AML and CTF failings

According to Austrac, SkyCity had failed to appropriately assess the money laundering and terrorism financing risks it faced. The operator also did not include risk-based systems and controls in its AML and CTF programmes or establish a proper framework for board and senior management oversight for these projects.

SkyCity was also found to have not created a “transaction monitoring programme to monitor transactions and identify suspicious activity that was appropriately risk-based or appropriate to the nature, size and complexity of SkyCity”.

In addition, Austrac said SkyCity lacked an “appropriate enhanced customer due diligence programme to carry out additional checks on higher risk customers.”

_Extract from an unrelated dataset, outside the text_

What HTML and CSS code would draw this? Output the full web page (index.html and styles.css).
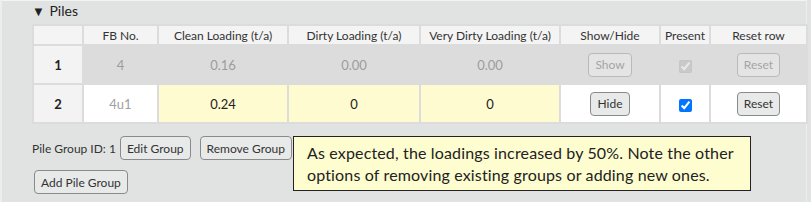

Ultimately, Soros said that the listed failings left the business vulnerable to criminal exploitation.

“The requirement for regulated entities to have appropriate AML/CTF controls and systems in place is not optional and should be taken seriously by all businesses regulated by Austrac,” he said.

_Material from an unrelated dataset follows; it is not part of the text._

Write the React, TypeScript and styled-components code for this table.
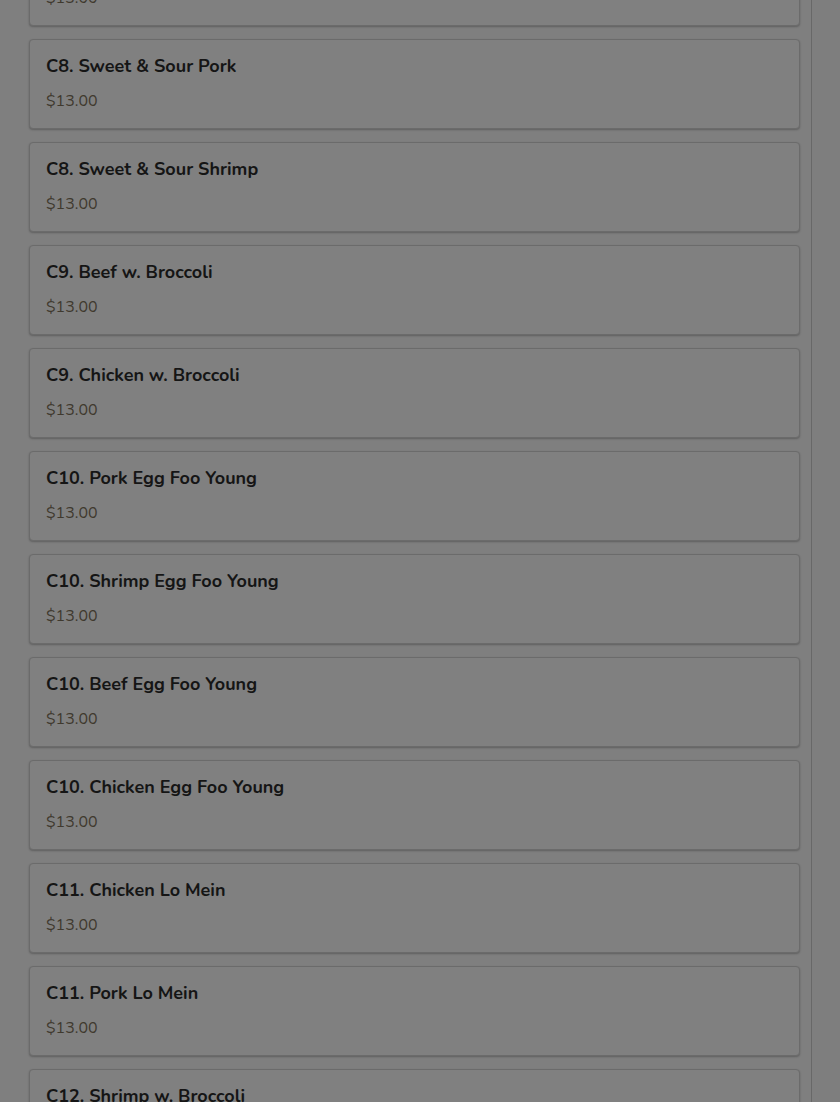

“Austrac continues to work with SkyCity to ensure it complies with its obligations under the AML/CTF Act and to ensure it continues to meet its obligations in the future.

“This is the third civil penalty proceeding Austrac has brought against businesses operating in the casino sector, it should serve as a warning to casinos and all other businesses regulated by Austrac to take their AML/CTF obligations seriously and comply with the AML/CTF Act and AML/CTF Rules.”

Wider Austrac crackdown

SkyCity is only the latest Australian-facing gambling operator who has been subject to enforcement action from the financial intelligence agency.

In March, Austrac launched civil proceedings against casino operator Crown Resorts for AML failings. In November the agency also launched federal court proceedings against Star Entertainment Group. Neither case is yet concluded.

Both land-based operators found themselves the subject of separate parliamentary inquiries following their implication in multiple anti-money laundering and social responsibility failings.

In September after an “extensive supervisory campaign” into Entain’s activities, the agency launched an enforcement investigation, citing AML and CTF concerns.